ECHO: An Open Research Platform for Evaluation of Chat, Human Behavior, and Outcomes
Jiqun Liu, Nischal Dinesh, Ran Yu
TL;DR
ECHO addresses the need for cohesive, longitudinal evaluation of modern information-access systems by offering an open, low-code platform that supports end-to-end mixed-method studies of chat and Web search interactions. The system enables administrators to configure studies via a dashboard, while participants engage in consent, surveys, and task sessions using either a chat interface powered by LLM APIs or a search interface powered by a Search API, with all interactions logged and exportable. Key contributions include a serverless, dual-modality architecture; flexible API integration; in-situ surveys; and comprehensive data export, all designed to lower barriers for cross-disciplinary, reproducible human-centered AI research. The platform facilitates trajectory-level analyses of user experience, learning, and judgment formation, enabling scalable studies across IR, HCI, cognitive and social sciences with practical impact for evaluating and improving information-access technologies.
Abstract
ECHO (Evaluation of Chat, Human behavior, and Outcomes) is an open research platform designed to support reproducible, mixed-method studies of human interaction with both conversational AI systems and Web search engines.

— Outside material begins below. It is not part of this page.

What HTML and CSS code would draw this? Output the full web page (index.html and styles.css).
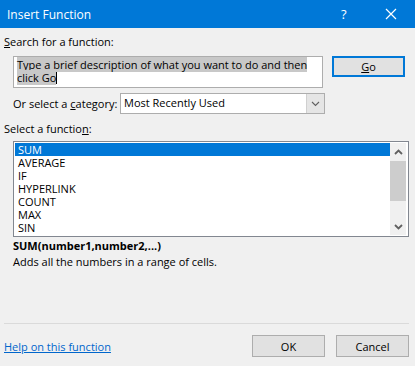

It enables researchers from varying disciplines to orchestrate end-to-end experimental workflows that integrate consent and background surveys, chat-based and search-based information-seeking sessions, writing or judgment tasks, and pre- and post-task evaluations within a unified, low-coding-load framework. ECHO logs fine-grained interaction traces and participant responses, and exports structured datasets for downstream analysis. By supporting both chat and search alongside flexible evaluation instruments, ECHO lowers technical barriers for studying learning, decision making, and user experience across different information access paradigms, empowering researchers from information retrieval, HCI, and the social sciences to conduct scalable and reproducible human-centered AI evaluations.